-- START DATA SHOWN --
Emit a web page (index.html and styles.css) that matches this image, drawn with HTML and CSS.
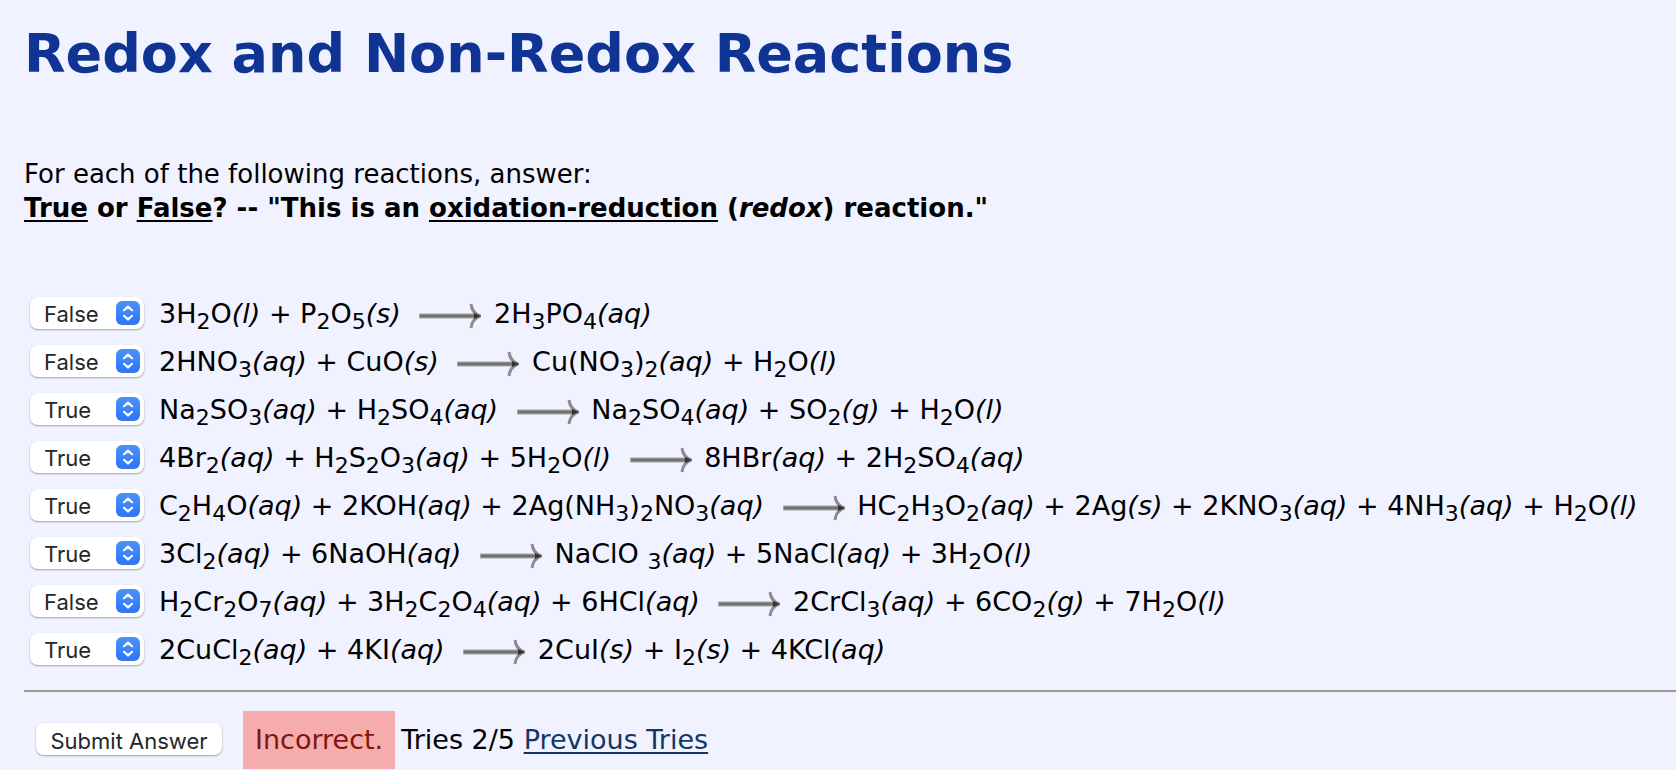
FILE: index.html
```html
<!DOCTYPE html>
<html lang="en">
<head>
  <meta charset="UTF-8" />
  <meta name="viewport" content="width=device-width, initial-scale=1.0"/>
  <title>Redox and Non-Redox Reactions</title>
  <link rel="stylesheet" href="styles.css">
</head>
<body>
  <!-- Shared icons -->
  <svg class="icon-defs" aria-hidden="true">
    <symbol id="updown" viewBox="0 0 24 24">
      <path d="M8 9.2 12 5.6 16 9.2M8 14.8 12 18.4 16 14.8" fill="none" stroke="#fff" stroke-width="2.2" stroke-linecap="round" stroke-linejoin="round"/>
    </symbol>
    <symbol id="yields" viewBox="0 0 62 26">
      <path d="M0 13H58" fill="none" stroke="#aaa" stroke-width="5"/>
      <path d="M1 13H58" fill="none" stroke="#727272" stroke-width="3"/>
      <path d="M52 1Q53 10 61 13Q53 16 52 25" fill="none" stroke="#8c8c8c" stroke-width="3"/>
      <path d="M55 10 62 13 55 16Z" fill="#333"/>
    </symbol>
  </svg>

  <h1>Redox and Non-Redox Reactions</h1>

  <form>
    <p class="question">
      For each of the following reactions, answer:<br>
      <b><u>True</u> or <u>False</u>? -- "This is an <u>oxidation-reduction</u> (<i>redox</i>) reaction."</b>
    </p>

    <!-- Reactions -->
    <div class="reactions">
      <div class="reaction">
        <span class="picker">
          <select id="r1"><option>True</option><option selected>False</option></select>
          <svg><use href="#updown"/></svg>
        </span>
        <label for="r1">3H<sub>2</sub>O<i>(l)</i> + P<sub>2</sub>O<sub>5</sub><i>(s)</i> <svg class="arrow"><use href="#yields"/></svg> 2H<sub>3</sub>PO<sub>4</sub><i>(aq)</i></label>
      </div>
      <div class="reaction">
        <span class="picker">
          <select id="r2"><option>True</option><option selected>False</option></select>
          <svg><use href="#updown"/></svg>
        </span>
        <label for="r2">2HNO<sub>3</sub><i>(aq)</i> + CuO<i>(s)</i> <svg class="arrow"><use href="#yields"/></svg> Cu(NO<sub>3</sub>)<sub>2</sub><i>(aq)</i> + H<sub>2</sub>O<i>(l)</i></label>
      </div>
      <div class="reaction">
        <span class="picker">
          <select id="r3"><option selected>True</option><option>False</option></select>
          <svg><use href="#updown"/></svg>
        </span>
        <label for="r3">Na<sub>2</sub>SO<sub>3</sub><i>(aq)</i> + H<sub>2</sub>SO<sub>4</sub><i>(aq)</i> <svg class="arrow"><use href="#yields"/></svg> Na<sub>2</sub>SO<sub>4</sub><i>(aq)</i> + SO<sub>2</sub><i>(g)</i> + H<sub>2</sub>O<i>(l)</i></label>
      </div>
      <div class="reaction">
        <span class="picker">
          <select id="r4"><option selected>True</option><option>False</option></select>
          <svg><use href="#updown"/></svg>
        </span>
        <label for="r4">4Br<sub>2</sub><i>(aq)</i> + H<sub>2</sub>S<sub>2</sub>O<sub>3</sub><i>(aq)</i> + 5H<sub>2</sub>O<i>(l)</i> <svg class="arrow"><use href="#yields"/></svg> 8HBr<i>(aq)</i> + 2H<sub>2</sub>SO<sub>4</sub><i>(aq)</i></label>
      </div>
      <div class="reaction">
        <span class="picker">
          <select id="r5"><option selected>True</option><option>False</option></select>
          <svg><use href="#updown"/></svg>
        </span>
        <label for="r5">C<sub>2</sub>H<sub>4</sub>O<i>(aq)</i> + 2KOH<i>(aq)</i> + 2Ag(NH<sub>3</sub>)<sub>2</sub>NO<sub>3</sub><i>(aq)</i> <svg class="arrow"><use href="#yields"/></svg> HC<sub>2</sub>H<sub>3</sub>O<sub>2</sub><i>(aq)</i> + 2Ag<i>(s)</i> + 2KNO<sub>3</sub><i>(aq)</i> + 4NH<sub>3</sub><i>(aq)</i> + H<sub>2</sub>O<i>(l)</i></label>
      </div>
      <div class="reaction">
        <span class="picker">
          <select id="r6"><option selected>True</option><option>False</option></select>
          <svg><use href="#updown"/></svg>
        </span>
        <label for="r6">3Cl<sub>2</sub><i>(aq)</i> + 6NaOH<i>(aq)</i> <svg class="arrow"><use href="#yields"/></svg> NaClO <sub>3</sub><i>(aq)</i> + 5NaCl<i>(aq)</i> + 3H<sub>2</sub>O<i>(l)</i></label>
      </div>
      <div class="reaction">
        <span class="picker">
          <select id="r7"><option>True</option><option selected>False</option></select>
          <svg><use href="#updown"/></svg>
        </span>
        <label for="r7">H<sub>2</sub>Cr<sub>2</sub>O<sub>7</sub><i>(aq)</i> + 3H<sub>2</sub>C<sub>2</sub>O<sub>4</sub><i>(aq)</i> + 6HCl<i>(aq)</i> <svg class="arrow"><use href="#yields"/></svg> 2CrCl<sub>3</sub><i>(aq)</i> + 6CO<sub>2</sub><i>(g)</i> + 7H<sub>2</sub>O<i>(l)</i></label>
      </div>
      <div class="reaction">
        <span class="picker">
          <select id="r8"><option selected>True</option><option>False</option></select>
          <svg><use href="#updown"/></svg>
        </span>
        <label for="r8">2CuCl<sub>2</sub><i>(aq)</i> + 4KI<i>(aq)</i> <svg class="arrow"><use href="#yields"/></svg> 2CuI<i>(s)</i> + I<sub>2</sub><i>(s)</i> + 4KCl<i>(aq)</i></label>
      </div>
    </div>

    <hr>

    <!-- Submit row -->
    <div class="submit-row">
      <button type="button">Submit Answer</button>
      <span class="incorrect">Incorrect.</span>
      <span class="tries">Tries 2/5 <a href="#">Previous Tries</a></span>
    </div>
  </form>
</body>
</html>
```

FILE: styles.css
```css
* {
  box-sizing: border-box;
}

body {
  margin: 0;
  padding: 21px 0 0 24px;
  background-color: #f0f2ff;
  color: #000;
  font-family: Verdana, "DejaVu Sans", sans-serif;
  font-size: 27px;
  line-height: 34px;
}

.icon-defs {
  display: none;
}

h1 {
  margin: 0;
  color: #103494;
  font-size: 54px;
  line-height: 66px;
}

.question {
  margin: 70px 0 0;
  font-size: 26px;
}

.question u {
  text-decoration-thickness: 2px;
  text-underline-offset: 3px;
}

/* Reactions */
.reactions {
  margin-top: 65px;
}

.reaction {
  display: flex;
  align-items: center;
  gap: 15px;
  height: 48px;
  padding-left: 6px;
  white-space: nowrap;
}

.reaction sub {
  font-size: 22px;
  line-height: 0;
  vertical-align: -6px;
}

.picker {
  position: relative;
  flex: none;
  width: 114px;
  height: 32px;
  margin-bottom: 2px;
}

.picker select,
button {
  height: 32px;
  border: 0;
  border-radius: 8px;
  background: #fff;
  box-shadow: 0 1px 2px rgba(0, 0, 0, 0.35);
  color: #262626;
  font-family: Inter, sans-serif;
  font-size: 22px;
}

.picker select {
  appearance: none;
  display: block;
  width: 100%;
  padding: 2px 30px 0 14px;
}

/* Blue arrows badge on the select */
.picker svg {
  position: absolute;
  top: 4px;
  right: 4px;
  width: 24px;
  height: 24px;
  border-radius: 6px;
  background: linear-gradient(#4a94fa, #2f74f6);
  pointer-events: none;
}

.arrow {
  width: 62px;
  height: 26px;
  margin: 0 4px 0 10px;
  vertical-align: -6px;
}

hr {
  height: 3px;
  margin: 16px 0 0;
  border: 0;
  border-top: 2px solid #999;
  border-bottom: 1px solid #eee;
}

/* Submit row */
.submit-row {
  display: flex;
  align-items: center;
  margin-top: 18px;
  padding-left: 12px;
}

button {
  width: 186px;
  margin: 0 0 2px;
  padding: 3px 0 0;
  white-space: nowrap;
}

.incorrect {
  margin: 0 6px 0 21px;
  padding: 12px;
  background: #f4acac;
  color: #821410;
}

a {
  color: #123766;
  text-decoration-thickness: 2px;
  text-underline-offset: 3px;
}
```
-- END DATA SHOWN --
Search the lines above for the string "styles" and copy each line that has it.

Emit a web page (index.html and styles.css) that matches this image, drawn with HTML and CSS.
  <link rel="stylesheet" href="styles.css">
FILE: styles.css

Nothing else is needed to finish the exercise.